Business Maverick

GLOBAL WEALTH REPORT

South Africa’s wealth inequality has increased markedly over past two decades – UBS

South Africa’s wealth inequality has increased markedly over past two decades – UBS

Wealth inequality in South Africa has risen significantly over the past two decades, according to the latest UBS Global Wealth Report published this week.

The terrible trifecta of poverty, unemployment and inequality is casting a long shadow over South Africa’s stagnant economy and, by most measures, things are only improving marginally – or worsening. 

On the wealth front – which refers to the value of the assets you own – inequality has been on the rise, according to the UBS Global Wealth Report for 2023. It compares South Africa with Nigeria as the pair represents Africa’s largest economies.

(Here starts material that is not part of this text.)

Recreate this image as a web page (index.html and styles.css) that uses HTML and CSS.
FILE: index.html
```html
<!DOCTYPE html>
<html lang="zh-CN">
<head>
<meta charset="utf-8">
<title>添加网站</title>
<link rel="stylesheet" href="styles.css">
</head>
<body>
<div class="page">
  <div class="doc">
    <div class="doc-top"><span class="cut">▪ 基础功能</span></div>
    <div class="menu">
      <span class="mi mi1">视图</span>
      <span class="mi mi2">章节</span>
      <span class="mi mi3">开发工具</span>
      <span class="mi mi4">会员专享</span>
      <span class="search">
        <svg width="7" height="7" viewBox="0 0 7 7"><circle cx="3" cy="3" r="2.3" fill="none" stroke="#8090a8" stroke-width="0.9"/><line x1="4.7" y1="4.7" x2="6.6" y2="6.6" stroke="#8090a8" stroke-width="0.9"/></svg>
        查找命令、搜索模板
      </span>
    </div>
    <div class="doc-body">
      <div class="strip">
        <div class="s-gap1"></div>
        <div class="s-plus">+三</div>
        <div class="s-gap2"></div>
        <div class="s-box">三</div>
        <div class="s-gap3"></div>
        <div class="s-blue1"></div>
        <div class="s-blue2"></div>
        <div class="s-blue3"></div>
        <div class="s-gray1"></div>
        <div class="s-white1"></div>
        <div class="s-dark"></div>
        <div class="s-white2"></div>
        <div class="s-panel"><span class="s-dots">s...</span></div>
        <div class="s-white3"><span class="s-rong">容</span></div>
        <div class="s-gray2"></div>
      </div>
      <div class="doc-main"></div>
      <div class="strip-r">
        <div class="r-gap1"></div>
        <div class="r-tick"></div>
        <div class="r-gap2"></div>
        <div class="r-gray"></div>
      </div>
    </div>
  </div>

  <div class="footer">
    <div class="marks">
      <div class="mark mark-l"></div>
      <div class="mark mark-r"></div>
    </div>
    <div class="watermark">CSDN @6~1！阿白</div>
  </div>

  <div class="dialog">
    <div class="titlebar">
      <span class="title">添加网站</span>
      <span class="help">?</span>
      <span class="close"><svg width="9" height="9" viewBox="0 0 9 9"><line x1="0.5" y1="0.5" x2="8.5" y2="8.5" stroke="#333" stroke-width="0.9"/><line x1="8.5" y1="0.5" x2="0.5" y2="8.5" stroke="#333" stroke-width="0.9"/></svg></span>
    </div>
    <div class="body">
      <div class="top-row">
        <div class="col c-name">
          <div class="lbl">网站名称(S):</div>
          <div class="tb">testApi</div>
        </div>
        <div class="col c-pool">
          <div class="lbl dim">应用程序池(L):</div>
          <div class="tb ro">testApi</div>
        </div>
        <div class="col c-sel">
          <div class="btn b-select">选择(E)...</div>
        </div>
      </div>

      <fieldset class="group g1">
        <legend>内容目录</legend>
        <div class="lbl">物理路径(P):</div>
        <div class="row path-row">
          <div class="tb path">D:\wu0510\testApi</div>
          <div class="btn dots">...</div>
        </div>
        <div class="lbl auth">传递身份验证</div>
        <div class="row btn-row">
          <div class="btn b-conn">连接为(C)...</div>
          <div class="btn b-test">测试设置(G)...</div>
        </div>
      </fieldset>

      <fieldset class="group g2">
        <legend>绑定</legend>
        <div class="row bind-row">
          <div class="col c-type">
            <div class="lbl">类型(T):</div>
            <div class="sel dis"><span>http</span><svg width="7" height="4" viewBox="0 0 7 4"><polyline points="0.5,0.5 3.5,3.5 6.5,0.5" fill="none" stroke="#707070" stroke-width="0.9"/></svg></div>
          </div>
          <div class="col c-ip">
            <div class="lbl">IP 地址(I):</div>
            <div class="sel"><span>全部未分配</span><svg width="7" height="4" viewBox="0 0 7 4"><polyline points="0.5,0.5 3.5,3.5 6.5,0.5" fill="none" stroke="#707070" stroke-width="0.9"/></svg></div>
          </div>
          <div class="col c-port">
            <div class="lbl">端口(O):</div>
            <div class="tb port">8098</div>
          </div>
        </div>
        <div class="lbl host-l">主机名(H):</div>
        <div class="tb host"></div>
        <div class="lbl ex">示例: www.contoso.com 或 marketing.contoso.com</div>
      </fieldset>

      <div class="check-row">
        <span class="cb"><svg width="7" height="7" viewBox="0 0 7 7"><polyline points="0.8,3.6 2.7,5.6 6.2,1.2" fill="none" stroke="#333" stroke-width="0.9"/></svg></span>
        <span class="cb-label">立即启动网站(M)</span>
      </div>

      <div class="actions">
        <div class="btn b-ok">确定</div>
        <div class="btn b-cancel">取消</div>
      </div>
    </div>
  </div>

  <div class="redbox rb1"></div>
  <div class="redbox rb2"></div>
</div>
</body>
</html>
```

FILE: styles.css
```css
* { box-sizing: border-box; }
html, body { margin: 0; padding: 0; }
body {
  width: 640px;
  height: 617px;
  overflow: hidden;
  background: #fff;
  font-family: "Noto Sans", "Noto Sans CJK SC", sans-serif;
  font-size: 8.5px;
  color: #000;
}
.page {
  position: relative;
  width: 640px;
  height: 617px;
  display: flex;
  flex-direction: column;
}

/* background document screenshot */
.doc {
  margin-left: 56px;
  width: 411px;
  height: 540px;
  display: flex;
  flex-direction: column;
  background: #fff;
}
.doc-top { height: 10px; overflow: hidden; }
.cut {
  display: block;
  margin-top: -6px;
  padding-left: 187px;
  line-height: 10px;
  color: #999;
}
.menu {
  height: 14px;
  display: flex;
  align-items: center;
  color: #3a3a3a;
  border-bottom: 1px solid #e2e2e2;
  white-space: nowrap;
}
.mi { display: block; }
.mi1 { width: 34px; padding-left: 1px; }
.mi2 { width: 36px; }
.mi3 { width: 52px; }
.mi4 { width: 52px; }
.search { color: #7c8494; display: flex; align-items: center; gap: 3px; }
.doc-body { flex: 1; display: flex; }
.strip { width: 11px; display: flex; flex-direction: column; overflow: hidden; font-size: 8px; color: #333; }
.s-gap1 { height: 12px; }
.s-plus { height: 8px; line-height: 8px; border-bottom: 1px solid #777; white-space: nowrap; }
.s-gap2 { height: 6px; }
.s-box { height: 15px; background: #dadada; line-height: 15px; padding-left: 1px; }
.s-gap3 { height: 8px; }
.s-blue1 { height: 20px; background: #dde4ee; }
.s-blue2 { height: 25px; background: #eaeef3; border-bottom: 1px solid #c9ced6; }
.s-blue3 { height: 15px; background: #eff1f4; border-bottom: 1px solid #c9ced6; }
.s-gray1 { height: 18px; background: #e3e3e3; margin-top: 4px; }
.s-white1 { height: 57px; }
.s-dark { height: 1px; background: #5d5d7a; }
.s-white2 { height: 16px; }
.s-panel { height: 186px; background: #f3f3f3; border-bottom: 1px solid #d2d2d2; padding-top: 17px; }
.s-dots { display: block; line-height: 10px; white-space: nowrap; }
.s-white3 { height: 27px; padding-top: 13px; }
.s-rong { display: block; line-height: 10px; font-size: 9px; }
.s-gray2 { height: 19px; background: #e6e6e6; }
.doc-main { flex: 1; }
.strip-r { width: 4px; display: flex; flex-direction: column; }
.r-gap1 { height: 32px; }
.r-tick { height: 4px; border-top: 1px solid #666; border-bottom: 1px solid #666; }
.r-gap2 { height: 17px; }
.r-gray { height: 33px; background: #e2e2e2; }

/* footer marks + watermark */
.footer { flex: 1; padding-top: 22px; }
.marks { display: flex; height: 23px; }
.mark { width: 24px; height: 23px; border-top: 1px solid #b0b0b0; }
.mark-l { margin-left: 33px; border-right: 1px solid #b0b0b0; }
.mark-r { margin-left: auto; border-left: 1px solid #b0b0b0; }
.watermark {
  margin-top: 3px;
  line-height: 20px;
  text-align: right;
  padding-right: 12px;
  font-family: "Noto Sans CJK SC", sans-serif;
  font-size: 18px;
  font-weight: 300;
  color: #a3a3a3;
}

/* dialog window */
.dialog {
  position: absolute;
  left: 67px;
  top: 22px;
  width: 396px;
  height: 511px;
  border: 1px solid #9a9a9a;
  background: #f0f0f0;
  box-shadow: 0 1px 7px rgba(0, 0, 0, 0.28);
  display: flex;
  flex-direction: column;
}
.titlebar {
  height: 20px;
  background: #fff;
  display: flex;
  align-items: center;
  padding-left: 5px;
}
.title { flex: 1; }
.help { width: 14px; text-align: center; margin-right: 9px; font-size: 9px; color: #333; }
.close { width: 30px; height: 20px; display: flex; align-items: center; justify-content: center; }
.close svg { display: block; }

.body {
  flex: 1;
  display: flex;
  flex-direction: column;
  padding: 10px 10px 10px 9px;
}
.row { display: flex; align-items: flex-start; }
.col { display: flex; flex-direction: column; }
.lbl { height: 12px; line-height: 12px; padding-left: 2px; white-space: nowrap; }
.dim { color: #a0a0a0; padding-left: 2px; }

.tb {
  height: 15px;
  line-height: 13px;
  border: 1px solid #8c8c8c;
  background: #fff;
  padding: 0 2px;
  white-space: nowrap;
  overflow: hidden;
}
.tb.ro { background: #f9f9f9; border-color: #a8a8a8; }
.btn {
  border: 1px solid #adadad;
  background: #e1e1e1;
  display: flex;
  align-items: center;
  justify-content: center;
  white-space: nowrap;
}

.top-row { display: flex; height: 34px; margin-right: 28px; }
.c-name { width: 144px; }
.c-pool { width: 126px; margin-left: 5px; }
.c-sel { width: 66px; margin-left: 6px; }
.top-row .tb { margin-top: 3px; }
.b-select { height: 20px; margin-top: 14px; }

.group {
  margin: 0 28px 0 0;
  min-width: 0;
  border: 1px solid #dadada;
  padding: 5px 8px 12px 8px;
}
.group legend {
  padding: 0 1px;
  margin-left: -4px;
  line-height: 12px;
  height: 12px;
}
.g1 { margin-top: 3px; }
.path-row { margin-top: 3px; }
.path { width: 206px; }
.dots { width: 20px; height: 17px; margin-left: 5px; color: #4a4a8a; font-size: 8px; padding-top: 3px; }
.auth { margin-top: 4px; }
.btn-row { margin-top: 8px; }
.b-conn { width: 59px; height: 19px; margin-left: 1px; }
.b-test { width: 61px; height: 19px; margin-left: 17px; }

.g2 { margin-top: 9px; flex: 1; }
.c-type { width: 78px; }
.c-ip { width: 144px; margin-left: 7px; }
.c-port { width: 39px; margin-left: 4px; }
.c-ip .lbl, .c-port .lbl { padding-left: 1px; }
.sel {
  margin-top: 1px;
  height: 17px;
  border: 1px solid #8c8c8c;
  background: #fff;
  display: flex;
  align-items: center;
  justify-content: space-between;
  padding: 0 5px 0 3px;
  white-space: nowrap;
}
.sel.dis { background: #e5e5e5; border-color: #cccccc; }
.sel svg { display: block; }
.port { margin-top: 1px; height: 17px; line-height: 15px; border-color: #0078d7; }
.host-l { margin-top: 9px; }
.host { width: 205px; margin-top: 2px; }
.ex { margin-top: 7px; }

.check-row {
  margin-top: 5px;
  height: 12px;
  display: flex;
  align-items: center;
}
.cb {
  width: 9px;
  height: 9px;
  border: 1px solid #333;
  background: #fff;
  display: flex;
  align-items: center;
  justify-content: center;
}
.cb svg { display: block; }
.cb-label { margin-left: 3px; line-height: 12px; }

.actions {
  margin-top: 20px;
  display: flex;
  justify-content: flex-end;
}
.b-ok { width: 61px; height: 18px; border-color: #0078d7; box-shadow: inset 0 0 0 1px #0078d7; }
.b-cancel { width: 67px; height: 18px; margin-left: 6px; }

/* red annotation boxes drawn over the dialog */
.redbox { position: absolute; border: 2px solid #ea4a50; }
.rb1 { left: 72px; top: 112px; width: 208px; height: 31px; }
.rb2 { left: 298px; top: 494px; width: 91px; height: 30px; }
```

“At the end of 2022, the Gini coefficient for wealth was 86.5 in Nigeria and 88.8 in South Africa, up from 72.1 and 80.4, respectively, in 2000.” 

So, South Africa’s Gini coefficient for wealth has risen to 88.8 from 80.4 over that period, and these figures are quite stark. Like the Gini measurement for income distribution, 0 represents absolute equality and 1 – or 100 – represents absolute inequality. 

The bottom line: The haves have got more and the have-nots have got less. 

South Africa also tops the global charts on income inequality and unemployment, which are not the topics of this report. The UBS report does not provide a comprehensive global ranking on the wealth inequality score, but it does provide a table with a Gini wealth ranking for a few selected markets. 

At 88.8, South Africa tops all of those, with Brazil – also famed for its rates of inequality – ranking second at 88.4. 

So, it’s probably safe to say that this is at least another podium performance for South Africa, if not a gold medal. This speaks volumes to the ANC’s stated three-decade quest to lessen poverty, unemployment and inequality. 

It is worth noting that Nigeria’s inequalities in wealth have risen faster, spiking to 86.5 in 2022 from 72.1 in 2000. If you’re outpacing South Africa on this track, then you know your affluent class is on steroids. 

“Currently, the composition of assets in South Africa has changed relatively little since the year 2000, when financial assets were 68.1% of gross assets. Today, they make up 69.2% of the total,” the report says. 

So, the financial sector in South Africa does not seem to be directly the driving force behind this rise in inequality. 

This is pointedly not the case in Nigeria, which provides some clues to the source of the steroids propelling its wealthy. 

“In Nigeria, the share of financial assets rose from 46.9% in 2000 to 72.1% by year-end 2022 … Wealth inequality has trended upward in Nigeria this century in line with the large increase in the relative importance of financial assets in household portfolios. The share of the top 1% reveals a similar story in Nigeria, increasing from 28.3% to 44.5% over these years.”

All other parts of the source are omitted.